• _Extracted records_
# # # #
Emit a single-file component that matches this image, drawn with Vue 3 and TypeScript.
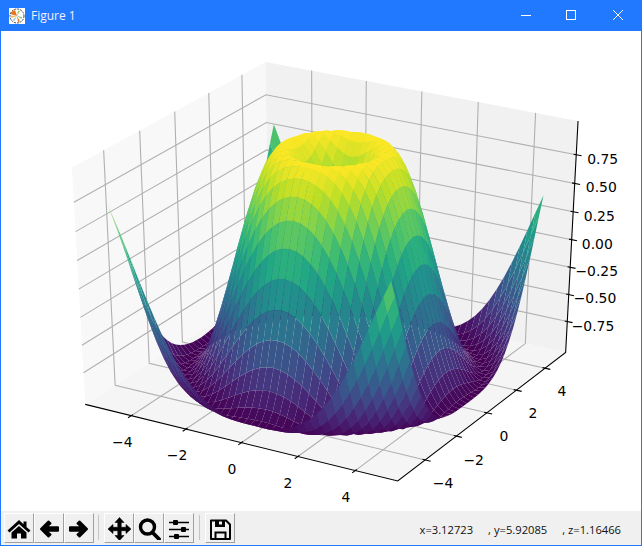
<script setup lang="ts">
type P3 = [number, number, number];
const SX = 3463, TX = 329.3, SY = 2594, TY = 264;
const n: P3 = [0.4330127, -0.75, 0.5];
const u: P3 = [0.8660254, 0.5, 0];
const v: P3 = [-0.25, 0.4330127, 0.8660254];
const dot = (a: P3, b: P3) => a[0] * b[0] + a[1] * b[1] + a[2] * b[2];

function proj(p: P3): { x: number; y: number; z: number } {
  const q: P3 = [p[0] - 0.5, p[1] - 0.5, p[2] - 0.5];
  const depth = 10 - dot(n, q);
  return { x: TX + (SX * dot(u, q)) / depth, y: TY - (SY * dot(v, q)) / depth, z: -10 / depth };
}

const grid: number[] = [];
for (let i = 0; i < 40; i++) grid.push(-5 + i * 0.25);
const Z: number[][] = grid.map((x) => grid.map((y) => Math.sin(Math.sqrt(x * x + y * y))));
const flat = Z.flat();
const zMin = Math.min(...flat);
const zMax = Math.max(...flat);
const xLo = -5 - 9.75 * 0.05;
const xRange = 9.75 * 1.1;
const ux = (x: number) => (x - xLo) / xRange;
const uz = (z: number) => (z - zMin) / (zMax - zMin);

const stops = [
  [68, 1, 84], [72, 36, 117], [65, 68, 135], [53, 95, 141], [42, 120, 142], [33, 145, 140],
  [34, 168, 132], [68, 191, 112], [122, 209, 81], [189, 223, 38], [253, 231, 37],
];
function viridis(t: number): string {
  const s = Math.max(0, Math.min(0.99999, t)) * 10;
  const i = Math.floor(s);
  const f = s - i;
  const c = stops[i].map((a, k) => Math.round(a + (stops[i + 1][k] - a) * f));
  return `rgb(${c[0]},${c[1]},${c[2]})`;
}

interface Quad { points: string; fill: string; depth: number }
const raw: { pts: ReturnType<typeof proj>[]; avg: number }[] = [];
for (let i = 0; i < 39; i++) {
  for (let j = 0; j < 39; j++) {
    const corners: [number, number][] = [[i, j], [i + 1, j], [i + 1, j + 1], [i, j + 1]];
    raw.push({
      pts: corners.map(([a, b]) => proj([ux(grid[a]), ux(grid[b]), uz(Z[a][b])])),
      avg: corners.reduce((acc, [a, b]) => acc + Z[a][b], 0) / 4,
    });
  }
}
const aMin = Math.min(...raw.map((r) => r.avg));
const aMax = Math.max(...raw.map((r) => r.avg));
const quads: Quad[] = raw
  .map((r) => ({
    points: r.pts.map((p) => `${p.x.toFixed(2)},${p.y.toFixed(2)}`).join(" "),
    fill: viridis((r.avg - aMin) / (aMax - aMin)),
    depth: r.pts.reduce((acc, p) => acc + p.z, 0) / 4,
  }))
  .sort((a, b) => b.depth - a.depth);

const lo = -1 / 48;
const hi = 49 / 48;
const poly = (pts: P3[]) => pts.map((p) => { const q = proj(p); return `${q.x.toFixed(2)},${q.y.toFixed(2)}`; }).join(" ");
const panes = [
  { cls: "pane-x", points: poly([[lo, lo, lo], [lo, hi, lo], [lo, hi, hi], [lo, lo, hi]]) },
  { cls: "pane-y", points: poly([[lo, hi, lo], [hi, hi, lo], [hi, hi, hi], [lo, hi, hi]]) },
  { cls: "pane-z", points: poly([[lo, lo, lo], [hi, lo, lo], [hi, hi, lo], [lo, hi, lo]]) },
];

const xyTicks = [-4, -2, 0, 2, 4];
const zTicks = [-0.75, -0.5, -0.25, 0, 0.25, 0.5, 0.75];
const gridLines: string[] = [];
for (const t of xyTicks) {
  const a = ux(t);
  gridLines.push(poly([[a, lo, lo], [a, hi, lo], [a, hi, hi]]));
  gridLines.push(poly([[hi, a, lo], [lo, a, lo], [lo, a, hi]]));
}
for (const t of zTicks) {
  const a = uz(t);
  gridLines.push(poly([[lo, lo, a], [lo, hi, a], [hi, hi, a]]));
}
const axes = [poly([[lo, lo, lo], [hi, lo, lo], [hi, hi, lo], [hi, hi, hi]])];
const td = (hi - lo) / 12;
const ticks: string[] = [];
for (const t of xyTicks) {
  const a = ux(t);
  ticks.push(poly([[a, lo - 0.2 * td, lo], [a, lo + 0.1 * td, lo]]));
  ticks.push(poly([[hi + 0.2 * td, a, lo], [hi - 0.1 * td, a, lo]]));
}
for (const t of zTicks) {
  const a = uz(t);
  ticks.push(poly([[hi + 0.2 * td, hi, a], [hi - 0.1 * td, hi, a]]));
}

const labels = [
  { t: "−4", x: 122.3, y: 442.3 }, { t: "−2", x: 177, y: 455.3 }, { t: "0", x: 232, y: 469.3 },
  { t: "2", x: 288, y: 483.3 }, { t: "4", x: 346, y: 497.3 },
  { t: "−4", x: 443, y: 483 }, { t: "−2", x: 473.7, y: 459.7 }, { t: "0", x: 504, y: 436 },
  { t: "2", x: 533, y: 413.3 }, { t: "4", x: 562, y: 390.7 },
  { t: "0.75", x: 602.7, y: 159.3 }, { t: "0.50", x: 601.3, y: 187 }, { t: "0.25", x: 599.3, y: 215.7 },
  { t: "0.00", x: 597.3, y: 244 }, { t: "−0.25", x: 596.7, y: 271 }, { t: "−0.50", x: 595, y: 298 },
  { t: "−0.75", x: 593, y: 326 },
];
</script>

<template>
  <div class="window">
    <header class="titlebar">
      <svg class="app-icon" viewBox="0 0 16 16" width="16" height="16">
        <rect width="16" height="16" fill="#fff" />
        <circle cx="8" cy="8" r="7" fill="#fff" stroke="#444" stroke-width="1" stroke-dasharray="2 1" />
        <path d="M8 8 L1.5 6 L3 3.5 L6 2 Z" fill="#e8731c" />
        <path d="M8 8 L2.5 10 L2 7.5 Z" fill="#f2b84a" />
        <path d="M8 8 L9 2.5 L11 3 Z" fill="#9cc96b" />
        <path d="M8 8 L13 9 L12.5 11 Z" fill="#8fc27a" />
        <path d="M8 8 L11 13.5 L9 14 Z" fill="#e8731c" />
        <path d="M8 8 L5 13 L4 12 Z" fill="#77b0d8" />
      </svg>
      <span class="title">Figure 1</span>
      <div class="controls">
        <svg width="46" height="31" viewBox="0 0 46 31"><path d="M18 15.5H28" stroke="#fff" fill="none" /></svg>
        <svg width="46" height="31" viewBox="0 0 46 31"><rect x="17.5" y="10.5" width="9" height="9" stroke="#fff" fill="none" /></svg>
        <svg width="46" height="31" viewBox="0 0 46 31"><path d="M18 10L28 20M28 10L18 20" stroke="#fff" fill="none" /></svg>
      </div>
    </header>

    <main class="canvas">
      <svg class="plot" width="640" height="480" viewBox="1 31 640 480">
        <polygon v-for="p in panes" :key="p.cls" :class="p.cls" :points="p.points" />
        <polyline v-for="(g, i) in gridLines" :key="'g' + i" class="gridline" :points="g" />
        <polyline v-for="(a, i) in axes" :key="'a' + i" class="axis" :points="a" />
        <polyline v-for="(t, i) in ticks" :key="'t' + i" class="axis" :points="t" />
        <polygon v-for="(q, i) in quads" :key="'q' + i" :points="q.points" :fill="q.fill" />
        <text v-for="(l, i) in labels" :key="'l' + i" class="ticklabel" :x="l.x" :y="l.y + 5">{{ l.t }}</text>
      </svg>
    </main>

    <footer class="toolbar">
      <button class="tool" title="Home">
        <svg viewBox="0 0 24 24" width="24" height="24">
          <path d="M12 4 L0.5 14.5 L2.5 16.5 L12 8 L21.5 16.5 L23.5 14.5 L19.5 11 V5.5 H16.5 V8.2 Z" />
          <path d="M4.5 16.5 L12 10 L19.5 16.5 V22.5 H14 V17.5 H10 V22.5 H4.5 Z" />
        </svg>
      </button>
      <button class="tool" title="Back">
        <svg viewBox="0 0 24 24" width="24" height="24">
          <path d="M11.5 5.5 L4 13 L11.5 20.5 L13.5 18.5 L9 14.8 H21 V11.2 H9 L13.5 7.5 Z" stroke="#000" stroke-width="2" stroke-linejoin="round" />
        </svg>
      </button>
      <button class="tool" title="Forward">
        <svg viewBox="0 0 24 24" width="24" height="24">
          <path d="M12.5 5.5 L20 13 L12.5 20.5 L10.5 18.5 L15 14.8 H3 V11.2 H15 L10.5 7.5 Z" stroke="#000" stroke-width="2" stroke-linejoin="round" />
        </svg>
      </button>
      <span class="sep"></span>
      <button class="tool" title="Pan">
        <svg viewBox="0 0 24 24" width="24" height="24">
          <path d="M12.5 1.5 L17 6.5 H14.2 V11.3 H19 V8.5 L24 13 L19 17.5 V14.7 H14.2 V19.5 H17 L12.5 24.5 L8 19.5 H10.8 V14.7 H6 V17.5 L1 13 L6 8.5 V11.3 H10.8 V6.5 H8 Z" stroke="#000" stroke-width="0.6" stroke-linejoin="round" />
        </svg>
      </button>
      <button class="tool" title="Zoom">
        <svg viewBox="0 0 24 24" width="24" height="24">
          <circle cx="10.5" cy="11" r="7" fill="none" stroke="#000" stroke-width="3.4" />
          <path d="M15.5 16.5 L22 23" stroke="#000" stroke-width="3.8" stroke-linecap="round" />
        </svg>
      </button>
      <button class="tool" title="Configure">
        <svg viewBox="0 0 24 24" width="24" height="24">
          <path d="M2 6.5H22M2 13.5H22M2 20.5H22" stroke="#000" stroke-width="1.5" />
          <rect x="6" y="4" width="5" height="5" rx="1" />
          <rect x="14" y="11" width="5" height="5" rx="1" />
          <rect x="7" y="18" width="5" height="5" rx="1" />
        </svg>
      </button>
      <span class="sep sep-wide"></span>
      <button class="tool" title="Save">
        <svg viewBox="0 0 24 24" width="24" height="24">
          <path d="M3 4.5 H18 L22 8.5 V23 H3 Z" fill="none" stroke="#000" stroke-width="2" stroke-linejoin="round" />
          <path d="M7 4 V11 H17 V4 H14 V8.5 H11 V4 Z" />
          <path d="M6.5 23 V15.5 H18.5 V23 H16.5 V17.5 H8.5 V23 Z" />
        </svg>
      </button>
      <div class="status">
        <span>x=3.12723</span>
        <span>, y=5.92085</span>
        <span>, z=1.16466</span>
      </div>
    </footer>
  </div>
</template>

<style scoped>
.window {
  width: 642px;
  height: 546px;
  box-sizing: border-box;
  display: flex;
  flex-direction: column;
  border: 1px solid #2079ff;
  border-top: 0;
  background: #fff;
  overflow: hidden;
}
.titlebar {
  height: 31px;
  flex: none;
  margin: 0 -1px;
  background: #2079ff;
  display: flex;
  align-items: center;
  color: #fff;
}
.app-icon {
  margin-left: 9px;
}
.title {
  margin-left: 6px;
  font: 12px "Open Sans", "Noto Sans", sans-serif;
  color: #f4f0ff;
}
.controls {
  margin-left: auto;
  display: flex;
  padding-right: 1px;
}
.controls svg {
  display: block;
}
.canvas {
  height: 480px;
  flex: none;
}
.plot {
  display: block;
}
.pane-x { fill: #f8f8f8; }
.pane-y { fill: #f1f1f1; }
.pane-z { fill: #f5f5f5; }
.gridline {
  fill: none;
  stroke: #b0b0b0;
  stroke-width: 1.1;
}
.axis {
  fill: none;
  stroke: #000;
  stroke-width: 1.1;
}
.ticklabel {
  font: 13.9px "DejaVu Sans", sans-serif;
  text-anchor: middle;
  fill: #000;
}
.toolbar {
  flex: 1;
  background: #f0f0f0;
  display: flex;
  align-items: flex-start;
  padding: 2px 0 0 3px;
  box-sizing: border-box;
}
.tool {
  width: 30px;
  height: 30px;
  box-sizing: border-box;
  padding: 0;
  margin: 0;
  background: #f0f0f0;
  border: 1px solid;
  border-color: #fff #a0a0a0 #a0a0a0 #fff;
  border-radius: 0;
  display: flex;
  align-items: center;
  justify-content: center;
}
.tool svg {
  display: block;
}
.sep {
  width: 1px;
  height: 25px;
  margin: 2px 5px 0 4px;
  background: #c4c4c4;
}
.sep-wide {
  margin-left: 5px;
}
.status {
  margin-left: auto;
  padding: 9px 20px 0 0;
  display: flex;
  gap: 15px;
  font: 11.2px "Open Sans", "Noto Sans", sans-serif;
  color: #111;
  white-space: pre;
}
</style>
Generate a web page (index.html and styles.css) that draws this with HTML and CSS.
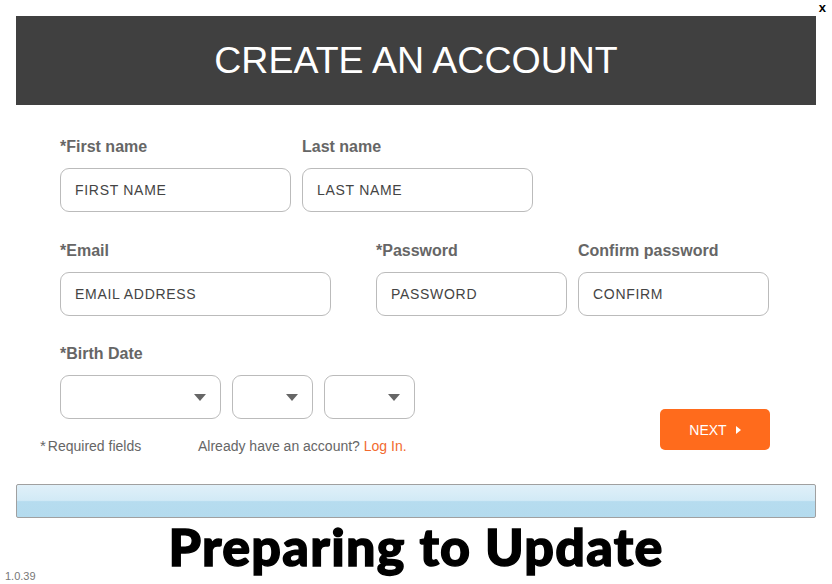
FILE: index.html
```html
<!DOCTYPE html>
<html lang="en">
  <head>
    <meta charset="UTF-8" />
    <title>Create an account</title>
    <link rel="stylesheet" href="styles.css">
  </head>
  <body>
    <div class="topbar"><span class="close">x</span></div>
    <header class="header">
      <h1>CREATE AN ACCOUNT</h1>
    </header>

    <div class="form">
      <div class="row">
        <div class="field w231">
          <label><span class="star">*</span>First name</label>
          <input type="text" placeholder="FIRST NAME" />
        </div>
        <div class="field w231">
          <label>Last name</label>
          <input type="text" placeholder="LAST NAME" />
        </div>
      </div>

      <div class="row row-tight">
        <div class="field w271 gap-right">
          <label><span class="star">*</span>Email</label>
          <input type="text" placeholder="EMAIL ADDRESS" />
        </div>
        <div class="field w191">
          <label><span class="star">*</span>Password</label>
          <input type="password" placeholder="PASSWORD" />
        </div>
        <div class="field w191">
          <label>Confirm password</label>
          <input type="password" placeholder="CONFIRM" />
        </div>
      </div>

      <div class="bottom">
        <div class="left">
          <div class="field">
            <label><span class="star">*</span>Birth Date</label>
            <div class="selects">
              <div class="select w161"><span class="arrow"></span></div>
              <div class="select w81"><span class="arrow"></span></div>
              <div class="select w91"><span class="arrow"></span></div>
            </div>
          </div>
          <div class="notes">
            <span class="required"><span class="star">*</span>Required fields</span>
            <span>Already have an account? <a href="#" class="login">Log In.</a></span>
          </div>
        </div>
        <button class="next">NEXT <span class="next-arrow"></span></button>
      </div>
    </div>

    <div class="progress"></div>

    <div class="status">
      <span class="version">1.0.39</span>
      <h2>Preparing to Update</h2>
      <span></span>
    </div>
  </body>
</html>
```

FILE: styles.css
```css
body {
  margin: 0;
  width: 832px;
  height: 584px;
  background-color: #fff;
  font-family: "Liberation Sans", Arial, sans-serif;
  overflow: hidden;
}
.topbar {
  height: 16px;
  display: flex;
  justify-content: flex-end;
  padding-right: 6px;
}
.close {
  font-weight: bold;
  font-size: 13px;
  line-height: 16px;
  color: #000;
}
.header {
  margin: 0 16px;
  height: 89px;
  background-color: #404040;
  display: flex;
  align-items: center;
  justify-content: center;
}
.header h1 {
  margin: 0;
  color: #fff;
  font-weight: normal;
  font-size: 37.5px;
  padding-bottom: 1px;
}

.form {
  padding: 32px 0 0 60px;
  width: 710px;
}
.row {
  display: flex;
  gap: 11px;
  margin-bottom: 29px;
}
.row-tight {
  margin-bottom: 28px;
}
.field {
  display: flex;
  flex-direction: column;
}
.field label {
  font-size: 16px;
  font-weight: bold;
  color: #666;
  line-height: 20px;
  margin-bottom: 11px;
}
.star {
  color: #666;
}
.field input {
  box-sizing: border-box;
  height: 44px;
  border: 1px solid #bbb;
  border-radius: 9px;
  padding: 0 14px;
  font-family: "Liberation Sans", Arial, sans-serif;
  font-size: 14px;
  letter-spacing: 0.7px;
  color: #444;
  outline: none;
}
.field input::placeholder {
  color: #444;
  opacity: 1;
}
.w231 { width: 231px; }
.w271 { width: 271px; }
.w191 { width: 191px; }
.w161 { width: 161px; }
.w81 { width: 81px; }
.w91 { width: 91px; }
.gap-right {
  margin-right: 34px;
}

.bottom {
  display: flex;
  justify-content: space-between;
  align-items: flex-end;
}
.selects {
  display: flex;
  gap: 11px;
}
.select {
  box-sizing: border-box;
  height: 44px;
  border: 1px solid #bbb;
  border-radius: 9px;
  display: flex;
  align-items: center;
  justify-content: flex-end;
  padding-right: 14px;
}
.arrow {
  width: 0;
  height: 0;
  border-left: 6px solid transparent;
  border-right: 6px solid transparent;
  border-top: 7px solid #666;
}
.notes {
  margin: 19px 0 0 -20px;
  font-size: 14px;
  line-height: 16px;
  color: #666;
  display: flex;
}
.notes .star {
  margin-right: 2px;
  font-size: 15px;
}
.required {
  width: 158px;
}
.login {
  color: #f26a2e;
  text-decoration: none;
}
.next {
  width: 110px;
  height: 41px;
  margin-bottom: 4px;
  border: none;
  border-radius: 5px;
  background-color: #ff6b1c;
  color: #fff;
  font-family: "Liberation Sans", Arial, sans-serif;
  font-size: 14px;
  display: flex;
  align-items: center;
  justify-content: center;
  gap: 9px;
  padding: 0;
}
.next-arrow {
  width: 0;
  height: 0;
  border-top: 4.5px solid transparent;
  border-bottom: 4.5px solid transparent;
  border-left: 5px solid #fff;
}

.progress {
  margin: 30px 16px 0;
  height: 32px;
  border: 1px solid #a0a0a0;
  border-radius: 2px;
  background: linear-gradient(#e0f0f9 0%, #d2eaf6 48%, #b6dcef 52%, #b4dbee 100%);
}

.status {
  display: grid;
  grid-template-columns: 1fr auto 1fr;
  align-items: start;
  height: 66px;
}
.status h2 {
  margin: 0;
  font-family: Lato, sans-serif;
  font-weight: 900;
  font-size: 52px;
  letter-spacing: 1.3px;
  -webkit-text-stroke: 1.4px #000;
  line-height: 56px;
  color: #000;
}
.version {
  align-self: end;
  font-size: 11px;
  color: #777;
  padding: 0 0 2px 5px;
}
```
# # # #
• _What to do_
Report only how many lines in the entries contain "with".

• _In response_
2